Am Gaumen gibt es zunächst eine mittelhohe, aber präsente Säure und einen erstaunlich dichten und kompletten Fluss, der gar nicht wie lediglich 10 vol% wirkt. Die Gerbstoffe von der Maischestandzeit sind spürbar, aber auf ganz unaufdringliche Weise. Eigentlich müsste der Wein ja fast genau wie die Silvaner von Stefan Vetter schmecken, die ja auch früh geerntet und alkoholarm sind.
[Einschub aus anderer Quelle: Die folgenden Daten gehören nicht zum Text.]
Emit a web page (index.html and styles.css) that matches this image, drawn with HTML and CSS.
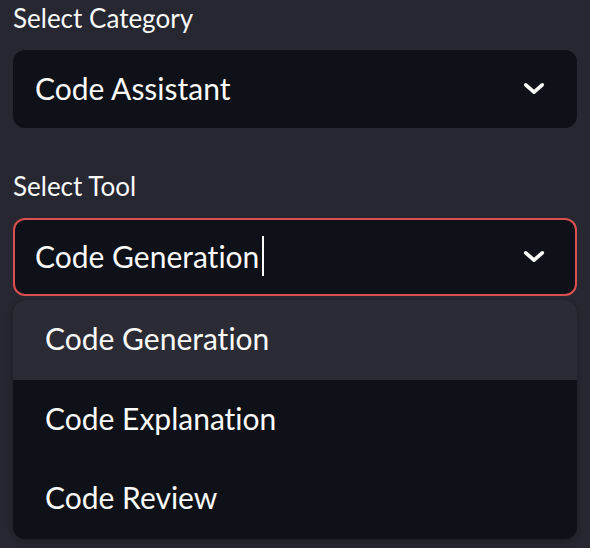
FILE: index.html
```html
<!DOCTYPE html>
<html>
<head>
<meta charset="utf-8">
<link rel="stylesheet" href="styles.css">
</head>
<body>
<div class="page">
  <div class="field">
    <div class="label">Select Category</div>
    <div class="select">
      <span class="value">Code Assistant</span>
      <svg class="chev" viewBox="0 0 24 14" width="22" height="13"><path d="M3 3 L12 11 L21 3" fill="none" stroke="#fafafa" stroke-width="4" stroke-linecap="round" stroke-linejoin="round"/></svg>
    </div>
  </div>
  <div class="field tool">
    <div class="label">Select Tool</div>
    <div class="select focus">
      <span class="value">Code Generation<span class="caret"></span></span>
      <svg class="chev" viewBox="0 0 24 14" width="22" height="13"><path d="M3 3 L12 11 L21 3" fill="none" stroke="#fafafa" stroke-width="4" stroke-linecap="round" stroke-linejoin="round"/></svg>
    </div>
    <ul class="menu">
      <li class="opt active">Code Generation</li>
      <li class="opt">Code Explanation</li>
      <li class="opt">Code Review</li>
    </ul>
  </div>
</div>
</body>
</html>
```
FILE: styles.css
```css
html, body {
  margin: 0;
  padding: 0;
  background: #262730;
  width: 590px;
  height: 548px;
  overflow: hidden;
}
.page {
  padding: 0 13px;
  font-family: Lato, "Liberation Sans", sans-serif;
  font-variant-ligatures: none;
  color: #fafafa;
}
.field {
  position: relative;
}
.tool {
  margin-top: 40px;
}
.label {
  height: 36px;
  line-height: 36px;
  font-size: 26px;
  margin-bottom: 14px;
}
.select {
  box-sizing: border-box;
  height: 78px;
  background: #0e1117;
  border-radius: 12px;
  border: 2px solid #0e1117;
  display: flex;
  align-items: center;
  justify-content: space-between;
  padding: 0 30px 2px 20px;
}
.select.focus {
  border-color: #dc4f50;
}
.value {
  font-size: 30px;
  display: flex;
  align-items: center;
}
.caret {
  display: inline-block;
  width: 1.5px;
  height: 40px;
  background: #fafafa;
  margin-left: 3px;
}
.chev {
  display: block;
}
.menu {
  position: absolute;
  left: 0;
  right: 0;
  top: 132px;
  margin: 0;
  padding: 0;
  list-style: none;
  background: #0e1117;
  border-radius: 12px;
  overflow: hidden;
  box-shadow: 0 2px 6px rgba(0,0,0,0.25);
}
.opt {
  height: 79.5px;
  line-height: 77px;
  padding-left: 32px;
  font-size: 30px;
}
.opt.active {
  background: #2a2b34;
}
```
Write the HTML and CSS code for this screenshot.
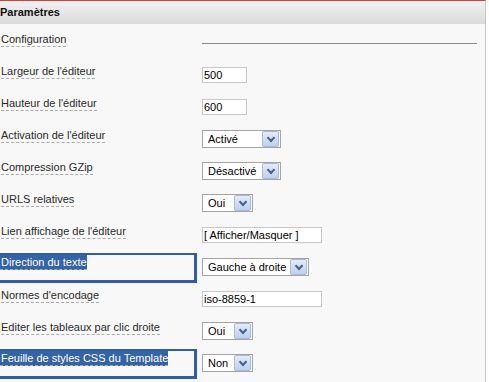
FILE: index.html
```html
<!DOCTYPE html>
<html lang="fr">
<head>
  <meta charset="UTF-8" />
  <title>Paramètres</title>
  <link rel="stylesheet" href="styles.css">
</head>
<body>

  <div class="panel">
    <!-- Header bar -->
    <div class="panel-head">Paramètres</div>

    <div class="panel-body">
      <div class="row">
        <div class="label-cell"><span class="label">Configuration</span></div>
        <div class="field"><div class="rule"></div></div>
      </div>

      <div class="row">
        <div class="label-cell"><span class="label">Largeur de l'éditeur</span></div>
        <div class="field"><input class="text small" type="text" value="500"></div>
      </div>

      <div class="row">
        <div class="label-cell"><span class="label">Hauteur de l'éditeur</span></div>
        <div class="field"><input class="text small" type="text" value="600"></div>
      </div>

      <div class="row">
        <div class="label-cell"><span class="label">Activation de l'éditeur</span></div>
        <div class="field">
          <div class="select w-mid"><span class="value">Activé</span><span class="arrow"></span></div>
        </div>
      </div>

      <div class="row">
        <div class="label-cell"><span class="label">Compression GZip</span></div>
        <div class="field">
          <div class="select w-mid"><span class="value">Désactivé</span><span class="arrow"></span></div>
        </div>
      </div>

      <div class="row">
        <div class="label-cell"><span class="label">URLS relatives</span></div>
        <div class="field">
          <div class="select w-short"><span class="value">Oui</span><span class="arrow"></span></div>
        </div>
      </div>

      <div class="row">
        <div class="label-cell"><span class="label">Lien affichage de l'éditeur</span></div>
        <div class="field"><input class="text wide" type="text" value="[ Afficher/Masquer ]"></div>
      </div>

      <div class="row marked">
        <div class="label-cell"><span class="label">Direction du texte</span></div>
        <div class="field">
          <div class="select w-long"><span class="value">Gauche à droite</span><span class="arrow"></span></div>
        </div>
      </div>

      <div class="row">
        <div class="label-cell"><span class="label">Normes d'encodage</span></div>
        <div class="field"><input class="text wide" type="text" value="iso-8859-1"></div>
      </div>

      <div class="row">
        <div class="label-cell"><span class="label">Editer les tableaux par clic droite</span></div>
        <div class="field">
          <div class="select w-short"><span class="value">Oui</span><span class="arrow"></span></div>
        </div>
      </div>

      <div class="row marked">
        <div class="label-cell"><span class="label">Feuille de styles CSS du Template</span></div>
        <div class="field">
          <div class="select w-short"><span class="value">Non</span><span class="arrow"></span></div>
        </div>
      </div>
    </div>
  </div>

</body>
</html>
```

FILE: styles.css
```css
* {
  box-sizing: border-box;
}

html, body {
  margin: 0;
  padding: 0;
  background: #ffffff;
  font-family: "Liberation Sans", Arial, sans-serif;
  font-size: 11px;
  color: #2a2a2a;
  overflow: hidden;
}

.panel {
  width: 486px;
  height: 382px;
  background: #f8f8f8;
  border-top: 1px solid #c9463a;
  border-right: 1px solid #c8c8c8;
}

/* Header bar */
.panel-head {
  height: 23px;
  line-height: 23px;
  padding-left: 0;
  font-weight: bold;
  color: #111;
  background: linear-gradient(#f2f2f2, #dadada);
}

.panel-body {
  padding-top: 3px;
}

.row {
  display: flex;
  align-items: center;
  height: 32px;
}

.label-cell {
  width: 202px;
  flex: 0 0 202px;
  padding-left: 1px;
  margin-bottom: 7px;
}

.label {
  display: inline-block;
  line-height: 13px;
  border-bottom: 1px dashed #aaa;
}

/* Annotated rows */
.row.marked .label-cell {
  align-self: stretch;
  margin: 2px 5px 0 -4px;
  flex-basis: 201px;
  width: 201px;
  padding: 0 0 0 2px;
  border: 2px solid #2f5ea6;
  border-right-width: 3px;
  border-bottom-width: 3px;
}

.row.marked .label {
  padding: 1px 0 0 1px;
  background: #3463a8;
  color: #fff;
}

.field {
  flex: 1;
  display: flex;
  align-items: center;
}

.rule {
  width: 275px;
  height: 1px;
  background: #8a8a8a;
}

.text {
  height: 16px;
  padding: 0 1px;
  margin: 0;
  border: 1px solid #c8c8c8;
  background: #fff;
  font-family: "Liberation Sans", Arial, sans-serif;
  font-size: 11px;
  color: #000;
  outline: none;
}

.text.small { width: 45px; }
.text.wide { width: 120px; }

/* Custom select box */
.select {
  display: flex;
  align-items: center;
  justify-content: space-between;
  height: 18px;
  padding: 0 1px 0 5px;
  border: 1px solid #a5a5a5;
  background: #fff;
  color: #000;
}

.w-short { width: 51px; }
.w-mid { width: 79px; }
.w-long { width: 107px; }

.arrow {
  position: relative;
  width: 17px;
  height: 16px;
  border: 1px solid #a8bbdc;
  border-radius: 2px;
  background: linear-gradient(#e4ecf8, #bcd0ee);
}

.arrow::after {
  content: "";
  position: absolute;
  left: 5px;
  top: 3px;
  width: 4px;
  height: 4px;
  border-right: 2px solid #4c5f85;
  border-bottom: 2px solid #4c5f85;
  transform: rotate(45deg);
}
```
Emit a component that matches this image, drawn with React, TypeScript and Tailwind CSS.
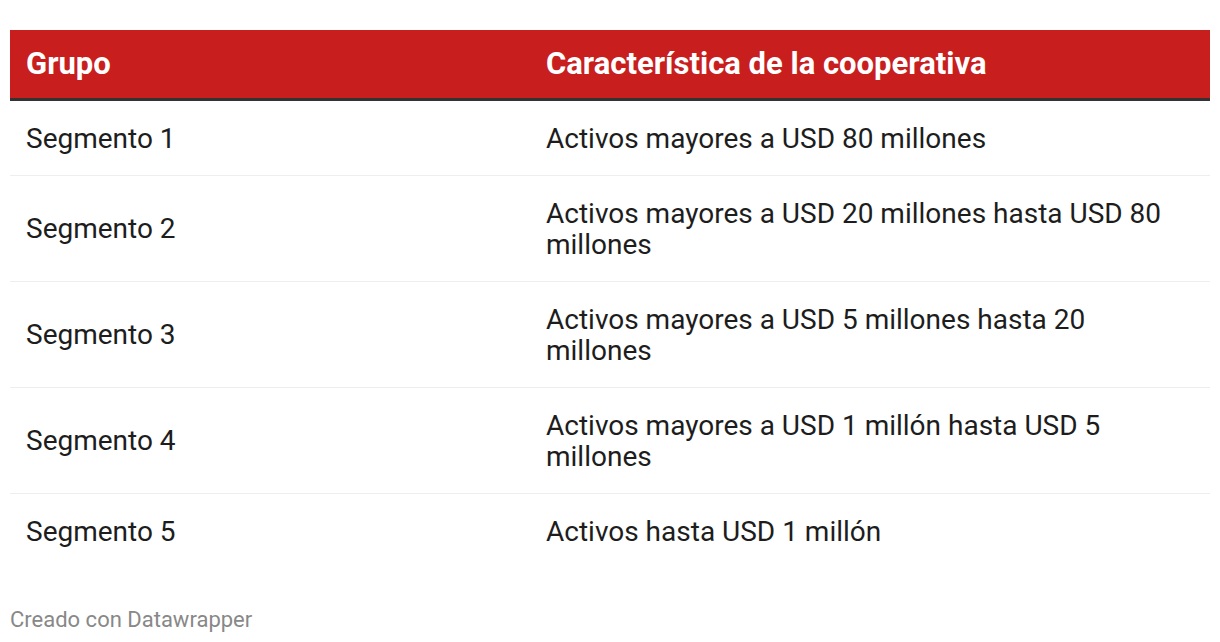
const rows: [string, string][] = [
  ["Segmento 1", "Activos mayores a USD 80 millones"],
  ["Segmento 2", "Activos mayores a USD 20 millones hasta USD 80 millones"],
  ["Segmento 3", "Activos mayores a USD 5 millones hasta 20 millones"],
  ["Segmento 4", "Activos mayores a USD 1 millón hasta USD 5 millones"],
  ["Segmento 5", "Activos hasta USD 1 millón"],
];

export default function App() {
  return (
    <div className="min-h-[642px] bg-white px-[10px] pt-[30px] font-['Roboto',sans-serif] text-[#1d1d1d]">
      <table className="w-full table-fixed border-collapse">
        <thead>
          <tr className="border-b-[3px] border-[#333333] bg-[#c81e1e] text-left text-white">
            <th className="w-[520px] px-4 py-4 text-[31px] leading-9 font-bold">Grupo</th>
            <th className="px-4 py-4 text-[31px] leading-9 font-bold">Característica de la cooperativa</th>
          </tr>
        </thead>
        <tbody>
          {rows.map(([group, desc], i) => (
            <tr key={group} className={i < rows.length - 1 ? "border-b border-[#eeeeee]" : ""}>
              <td className="px-4 py-[21.5px] align-middle text-[28px] leading-[31px]">{group}</td>
              <td className="py-[21.5px] pr-8 pl-4 align-middle text-[28px] leading-[31px]">{desc}</td>
            </tr>
          ))}
        </tbody>
      </table>
      <p className="mt-[40px] text-[22px] leading-6 text-[#888888]">Creado con Datawrapper</p>
    </div>
  );
}
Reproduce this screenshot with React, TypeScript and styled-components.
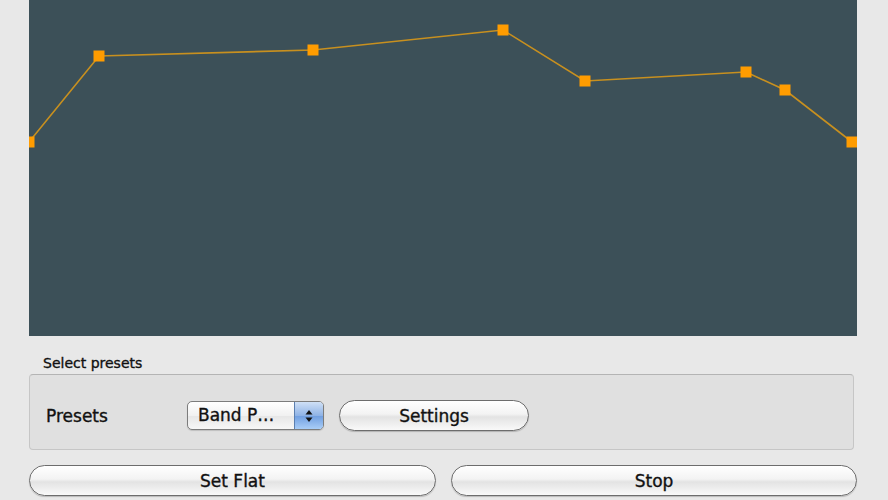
import React from "react";
import styled, { createGlobalStyle } from "styled-components";

const Global = createGlobalStyle`
  html, body { margin: 0; padding: 0; background: #e8e8e8; }
  body {
    font-family: "DejaVu Sans", "Liberation Sans", sans-serif;
    color: #111;
    -webkit-text-stroke: 0.35px #111;
  }
`;

const Page = styled.div`
  width: 888px;
  height: 500px;
  box-sizing: border-box;
  padding: 0 31px 0 29px;
  display: flex;
  flex-direction: column;
  overflow: hidden;
`;

const Chart = styled.div`
  height: 336px;
  background: #3c5058;
  flex-shrink: 0;
  svg { display: block; }
`;

const GroupTitle = styled.div`
  font-size: 14px;
  margin: 19px 0 2px 14px;
  line-height: 17px;
`;

const GroupBox = styled.div`
  height: 76px;
  margin-right: 3px;
  box-sizing: border-box;
  background: #e0e0e0;
  border: 1px solid #c6c6c6;
  border-top-color: #b4b4b4;
  border-radius: 4px;
  display: flex;
  align-items: center;
  padding: 7px 0 0 16px;
`;

const Label = styled.span`
  font-size: 17px;
  width: 141px;
`;

const Popup = styled.div`
  width: 137px;
  height: 29px;
  box-sizing: border-box;
  border: 1px solid #7c7c7c;
  border-radius: 5px;
  background: linear-gradient(#ffffff, #f1f1f1 50%, #e6e6e6 51%, #f7f7f7);
  display: flex;
  overflow: hidden;
  box-shadow: 0 1px 1px rgba(0,0,0,0.15);
`;

const PopupText = styled.span`
  flex: 1;
  font-size: 17px;
  line-height: 27px;
  padding-left: 10px;
`;

const Stepper = styled.div`
  width: 28px;
  border-left: 1px solid #5b7fb0;
  background: linear-gradient(#cfe0f6, #8fb3e6 50%, #6f9ee0 51%, #a9cdf7);
  display: flex;
  align-items: center;
  justify-content: center;
`;

const Pill = styled.button<{ $w: number }>`
  width: ${(p) => p.$w}px;
  height: 31px;
  box-sizing: border-box;
  border: 1px solid #6d6d6d;
  border-radius: 16px;
  background: linear-gradient(#ffffff, #f3f3f3 45%, #e3e3e3 55%, #f9f9f9);
  box-shadow: 0 1px 1px rgba(0,0,0,0.2);
  font-family: "DejaVu Sans", "Liberation Sans", sans-serif;
  font-size: 17px;
  color: #111;
  -webkit-text-stroke: 0.35px #111;
  padding: 0;
`;

const SettingsGap = styled.div`
  width: 15px;
`;

const BottomRow = styled.div`
  display: grid;
  grid-template-columns: 407px 406px;
  column-gap: 15px;
  margin-top: 15px;
`;

const points: [number, number][] = [
  [0, 142], [70, 56], [284, 50], [474, 30], [556, 81], [717, 72], [756, 90], [823, 142],
];

function EqChart() {
  const d = points.map(([x, y], i) => `${i ? "L" : "M"}${x} ${y}`).join(" ");
  return (
    <Chart>
      <svg width="828" height="336" viewBox="0 0 828 336">
        <path d={d} fill="none" stroke="#c8901f" strokeWidth="1.6" />
        {points.map(([x, y], i) => (
          <rect key={i} x={x - 5.5} y={y - 5.5} width="11" height="11" fill="#ff9c00" />
        ))}
      </svg>
    </Chart>
  );
}

export default function App() {
  return (
    <>
      <Global />
      <Page>
        <EqChart />
        <GroupTitle>Select presets</GroupTitle>
        <GroupBox>
          <Label>Presets</Label>
          <Popup>
            <PopupText>Band P…</PopupText>
            <Stepper>
              <svg width="8" height="14" viewBox="0 0 8 14">
                <path d="M4 1 L7.5 5.5 L0.5 5.5 Z" fill="#111" />
                <path d="M4 13 L7.5 8.5 L0.5 8.5 Z" fill="#111" />
              </svg>
            </Stepper>
          </Popup>
          <SettingsGap />
          <Pill $w={190}>Settings</Pill>
        </GroupBox>
        <BottomRow>
          <Pill $w={407}>Set Flat</Pill>
          <Pill $w={406}>Stop</Pill>
        </BottomRow>
      </Page>
    </>
  );
}
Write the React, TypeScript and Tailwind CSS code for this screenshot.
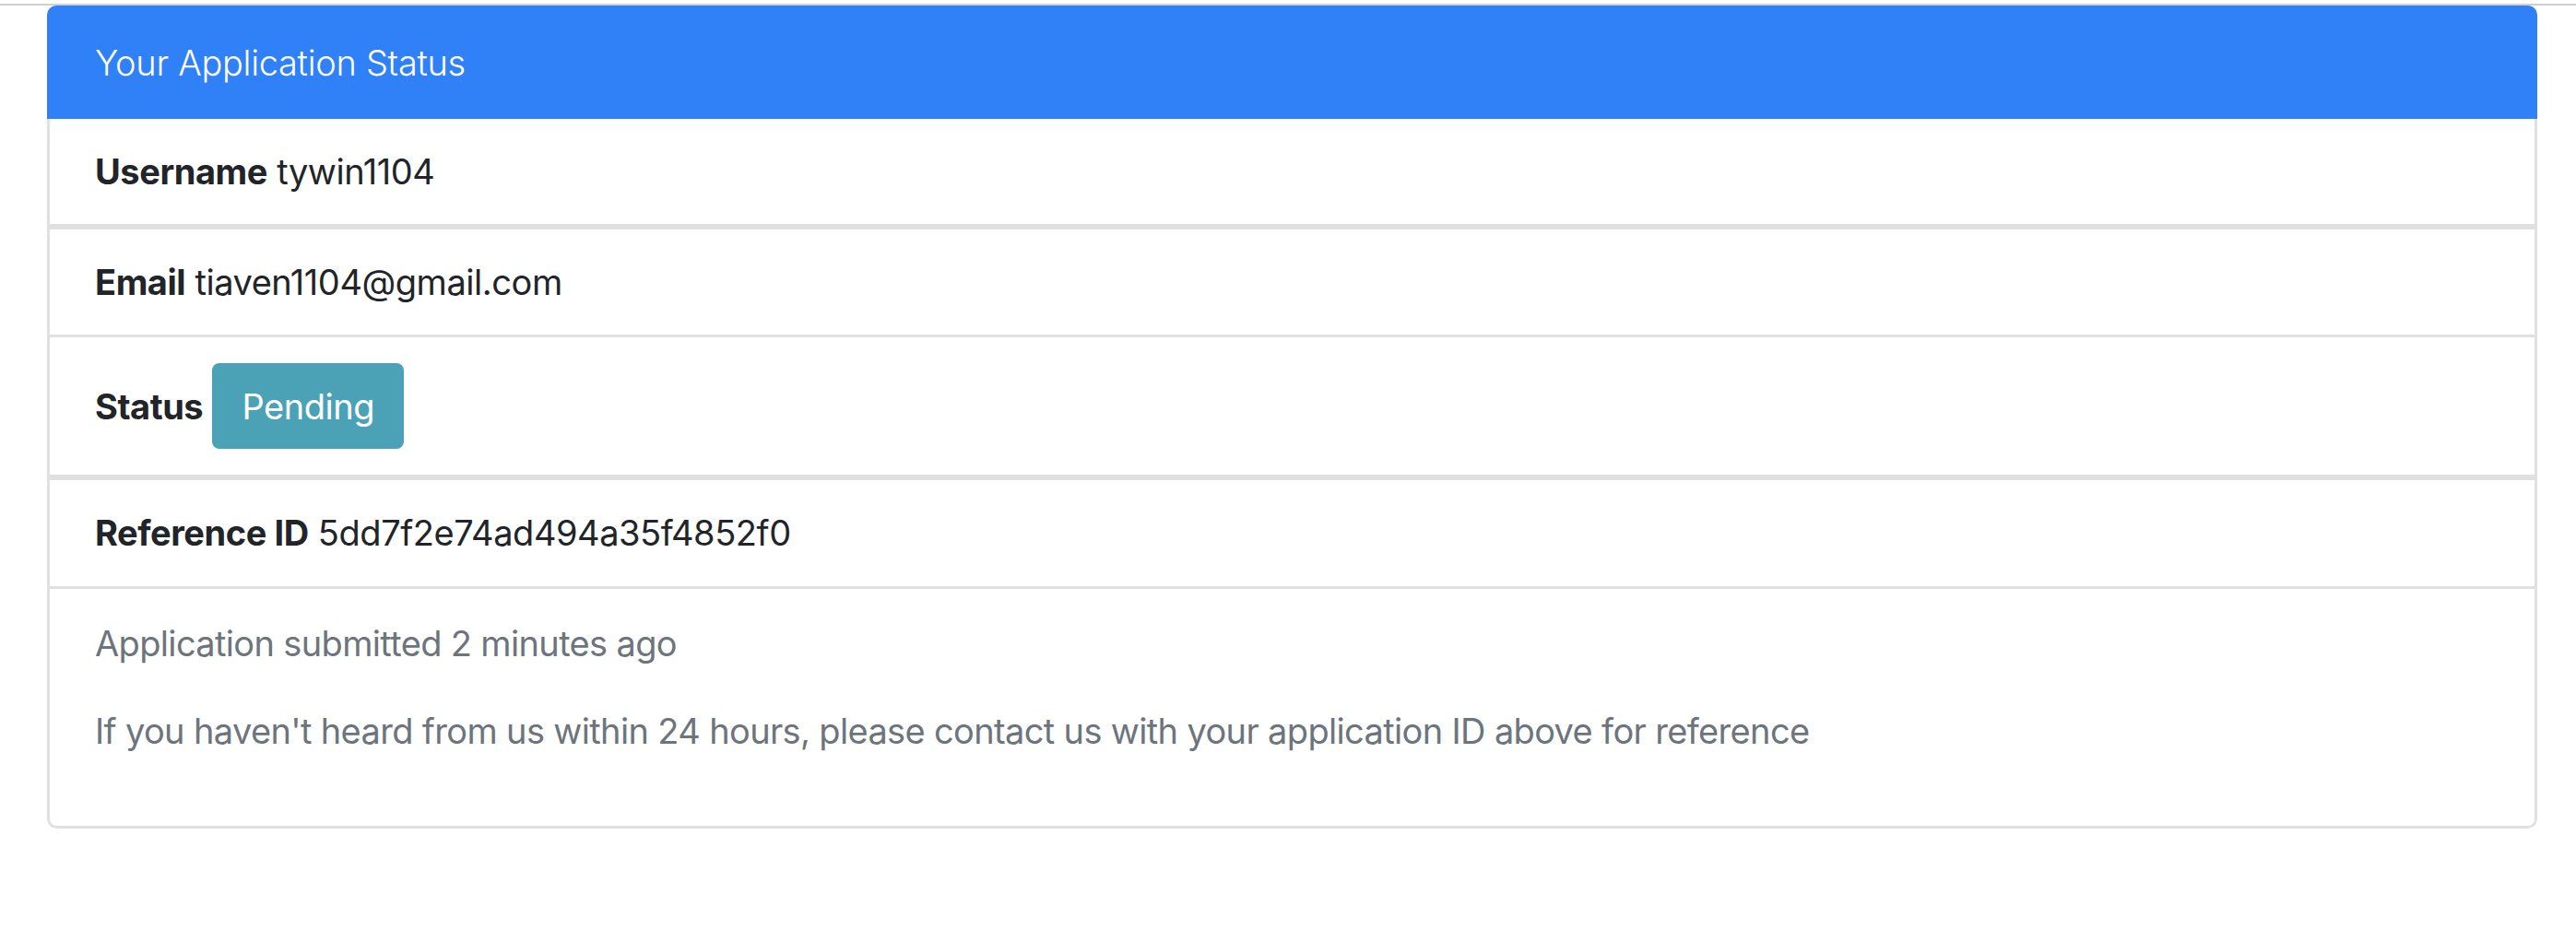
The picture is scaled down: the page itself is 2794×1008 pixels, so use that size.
import React from 'react';

type Row = { label: string; value: string; thick?: boolean };

const rows: Row[] = [
  { label: 'Username', value: 'tywin1104', thick: true },
  { label: 'Email', value: 'tiaven1104@gmail.com' },
];

const App: React.FC = () => {
  return (
    <div className="min-h-screen bg-white pt-[4px] font-['Inter',sans-serif] text-[38px] tracking-[-0.45px] text-[#212529]">
      <div className="h-[2px] bg-[#cfcfcf]" />
      <div className="ml-[51px] mr-[42px] rounded-[10px] overflow-hidden">
        {/* header */}
        <div className="h-[123px] flex items-center pl-[52px] bg-[#3080f8] text-white font-light leading-[60px] tracking-[-0.3px]">
          Your Application Status
        </div>

        <div className="border-x-[3px] border-b-[3px] border-[#e0e0e0] rounded-b-[10px]">
          {rows.map((r) => (
            <div
              key={r.label}
              className={`pl-[49px] py-[27px] leading-[60px] border-[#e0e0e0] ${r.thick ? 'border-b-[6px]' : 'border-b-[3px]'}`}
            >
              <span className="font-bold">{r.label}</span> {r.value}
            </div>
          ))}

          <div className="pl-[49px] py-[28px] leading-[60px] border-b-[6px] border-[#e0e0e0]">
            <span className="font-bold">Status</span>{' '}
            <span className="inline-block rounded-[8px] bg-[#4ba2b6] text-white px-[32px] py-[16.5px] leading-[60px]">
              Pending
            </span>
          </div>

          <div className="pl-[49px] pt-[27px] pb-[28px] leading-[60px] border-b-[3px] border-[#e0e0e0]">
            <span className="font-bold">Reference ID</span> 5dd7f2e74ad494a35f4852f0
          </div>

          {/* footer notes */}
          <div className="pl-[49px] pt-[29px] pb-[38px] leading-[60px] text-[#6c757d] tracking-[-0.65px]">
            <p className="mb-[35px]">Application submitted 2 minutes ago</p>
            <p className="mb-[35px]">
              If you haven't heard from us within 24 hours, please contact us with your application ID above for reference
            </p>
          </div>
        </div>
      </div>
    </div>
  );
};

export default App;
Aber tatsächlich empfinde ich die Ähnlichkeit als gar nicht sonderlich groß, denn der Konni & Evi-Silvaner ist (zumindest 2018) gleichzeitig raspeliger und vollmundiger. Das ist ehrlich gesagt eine ziemlich eigenständige Sache, denn welchen Vergleich ich auch heranziehen möchte (Jura, Werlitsch), irgendwie fällt mir doch immer ein Element ein, das komplett anders ist.
Ich denke auch noch einmal darüber nach, ob ich das wirklich so schreiben kann, aber tatsächlich: Das ist nicht nur der interessanteste, sondern subjektiv auch der beste Wein, den ich bislang von Saale und Unstrut getrunken habe.
Wo habe ich ihn gekauft?
Diese spezielle Flasche habe ich direkt vom Weingut. Eigentlich verkaufen und verschicken Konni & Evi aber gar nicht dort. Denn so komisch es klingt für ein so ultralokales und ultrahandwerkliches Produkt, der Markt dafür ist die Welt. Drei Verkaufsstellen gibt es (glaube ich) in Deutschland, und das sind Viniculture, das Weinkombinat und die Vinoteca Maxima.
Der 2018er Silvaner von Konni & Evi kostet dort ab 25 €, was manchen deutschen Weinkäufern sicher ganz schön happig vorkommen dürfte. Ja, das darf es auch. Aber zum Glück wird hierzulande niemand, der einen leckeren Schoppenwein haben möchte, dazu gezwungen, einen Naturel aus Sachsen-Anhalt zu kaufen. Ich persönlich muss allerdings sagen, dass ich ziemlich begeistert bin. Dieser Wein spricht mich wirklich an. Und die alten Silvanerreben bringen doch irgendwie einen Saft hervor, der für diese Art des Umgangs ideal geeignet ist. Das ist so gar kein Hipster-Hype-Spaßprodukt, sondern wahrscheinlich der edelste trockene Wein, der im 18. Jahrhundert erzeugt wurde.